_Task data_
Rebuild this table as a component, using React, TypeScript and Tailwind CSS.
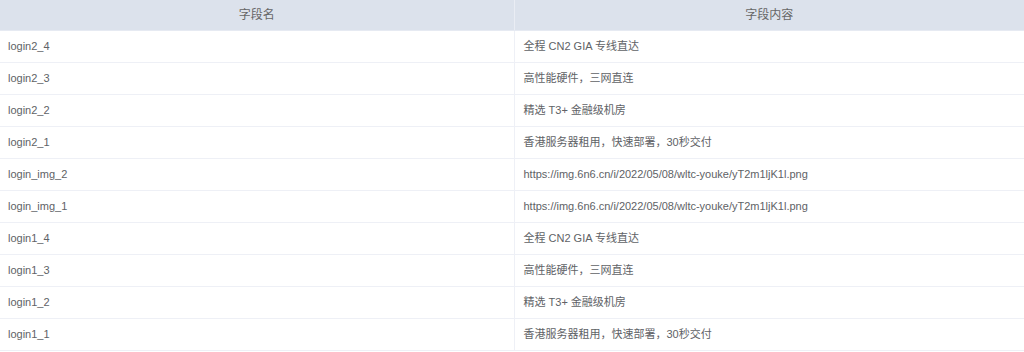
import React from 'react';

const ROWS: [string, string][] = [
  ['login2_4', '全程 CN2 GIA 专线直达'],
  ['login2_3', '高性能硬件，三网直连'],
  ['login2_2', '精选 T3+ 金融级机房'],
  ['login2_1', '香港服务器租用，快速部署，30秒交付'],
  ['login_img_2', 'https://img.6n6.cn/i/2022/05/08/wltc-youke/yT2m1ljK1l.png'],
  ['login_img_1', 'https://img.6n6.cn/i/2022/05/08/wltc-youke/yT2m1ljK1l.png'],
  ['login1_4', '全程 CN2 GIA 专线直达'],
  ['login1_3', '高性能硬件，三网直连'],
  ['login1_2', '精选 T3+ 金融级机房'],
  ['login1_1', '香港服务器租用，快速部署，30秒交付'],
];

const App: React.FC = () => {
  return (
    <div className="w-[1024px] h-[352px] bg-white overflow-hidden font-['Liberation_Sans','Noto_Sans_CJK_SC',sans-serif] text-[11px] text-[#606266]">
      <table className="w-full table-fixed border-collapse">
        <colgroup>
          <col className="w-[514px]" />
          <col />
        </colgroup>
        <thead>
          <tr className="h-[30px] bg-[#dce2ec] text-[12px] text-[#666]">
            <th className="font-normal text-center border-r border-[#eaedf4] border-b border-b-[#e6eaf2]">字段名</th>
            <th className="font-normal text-center border-b border-b-[#e6eaf2]">字段内容</th>
          </tr>
        </thead>
        <tbody>
          {ROWS.map(([name, value], i) => (
            <tr key={i} className="h-[32px] border-b border-[#eef0f6]">
              <td className="px-2 border-r border-[#eef0f6]">{name}</td>
              <td className="pl-[9px] pr-2">{value}</td>
            </tr>
          ))}
        </tbody>
      </table>
    </div>
  );
};

export default App;
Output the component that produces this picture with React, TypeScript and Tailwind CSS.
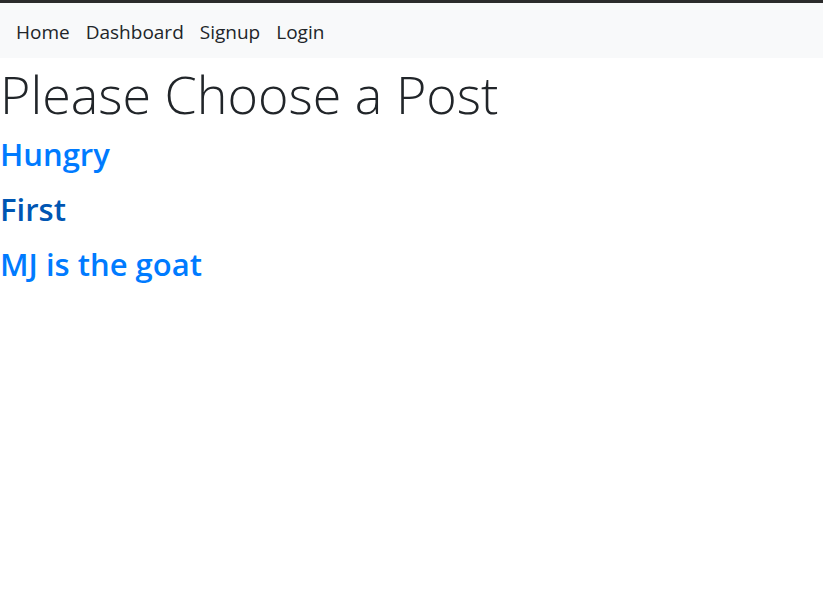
import React from "react";

export default function App() {
  const font = { fontFamily: '"Open Sans", "Noto Sans", sans-serif' };
  return (
    <div className="min-h-[603px] bg-white" style={font}>
      <div className="h-[3px] bg-[#2b2b2b]" />
      <nav className="flex h-[55px] items-center gap-4 bg-[#f8f9fa] px-4 pt-[4px] text-[19px] text-[#212529]">
        <a href="#">Home</a>
        <a href="#">Dashboard</a>
        <a href="#">Signup</a>
        <a href="#">Login</a>
      </nav>
      <h1 className="mt-[5px] text-[52px] font-light leading-[62px] text-[#212529]">Please Choose a Post</h1>
      <div className="mt-[2px] flex flex-col">
        <a href="#" className="h-[55px] text-[31px] font-semibold leading-[55px] text-[#007bff]">Hungry</a>
        <a href="#" className="h-[55px] text-[31px] font-semibold leading-[55px] text-[#0056b3]">First</a>
        <a href="#" className="h-[55px] text-[31px] font-semibold leading-[55px] text-[#007bff]">MJ is the goat</a>
      </div>
    </div>
  );
}
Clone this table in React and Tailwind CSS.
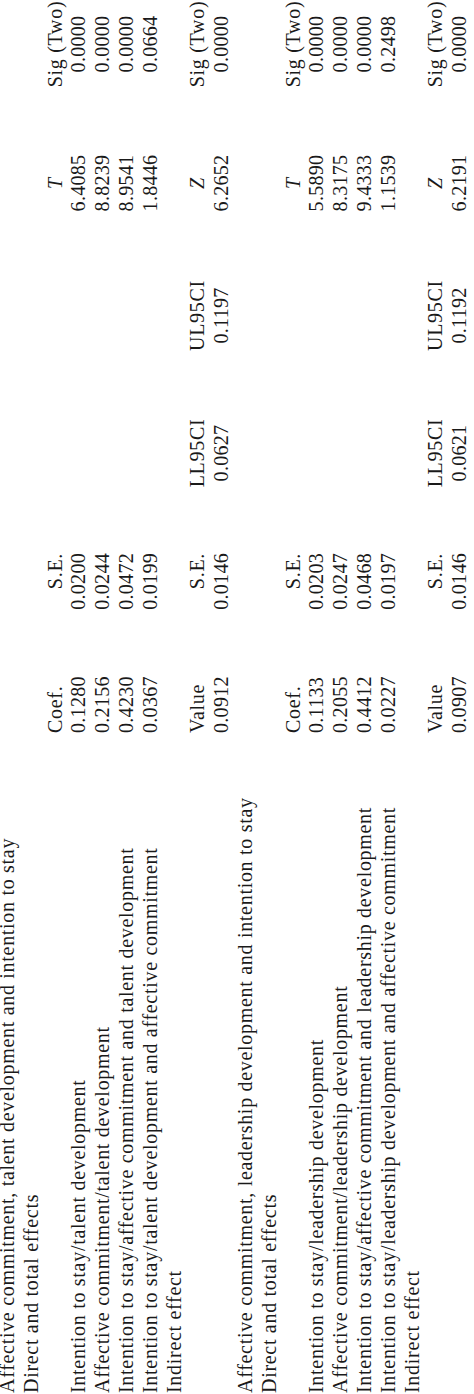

_Goal_
Quote exactly the lines from the line that contains "Output the component" through the last line of the listing, please, leaving out all pictures.

_The reply_
Output the component that produces this picture with React, TypeScript and Tailwind CSS.
import React from "react";

export default function App() {
  const font = { fontFamily: '"Open Sans", "Noto Sans", sans-serif' };
  return (
    <div className="min-h-[603px] bg-white" style={font}>
      <div className="h-[3px] bg-[#2b2b2b]" />
      <nav className="flex h-[55px] items-center gap-4 bg-[#f8f9fa] px-4 pt-[4px] text-[19px] text-[#212529]">
        <a href="#">Home</a>
        <a href="#">Dashboard</a>
        <a href="#">Signup</a>
        <a href="#">Login</a>
      </nav>
      <h1 className="mt-[5px] text-[52px] font-light leading-[62px] text-[#212529]">Please Choose a Post</h1>
      <div className="mt-[2px] flex flex-col">
        <a href="#" className="h-[55px] text-[31px] font-semibold leading-[55px] text-[#007bff]">Hungry</a>
        <a href="#" className="h-[55px] text-[31px] font-semibold leading-[55px] text-[#0056b3]">First</a>
        <a href="#" className="h-[55px] text-[31px] font-semibold leading-[55px] text-[#007bff]">MJ is the goat</a>
      </div>
    </div>
  );
}
Clone this table in React and Tailwind CSS.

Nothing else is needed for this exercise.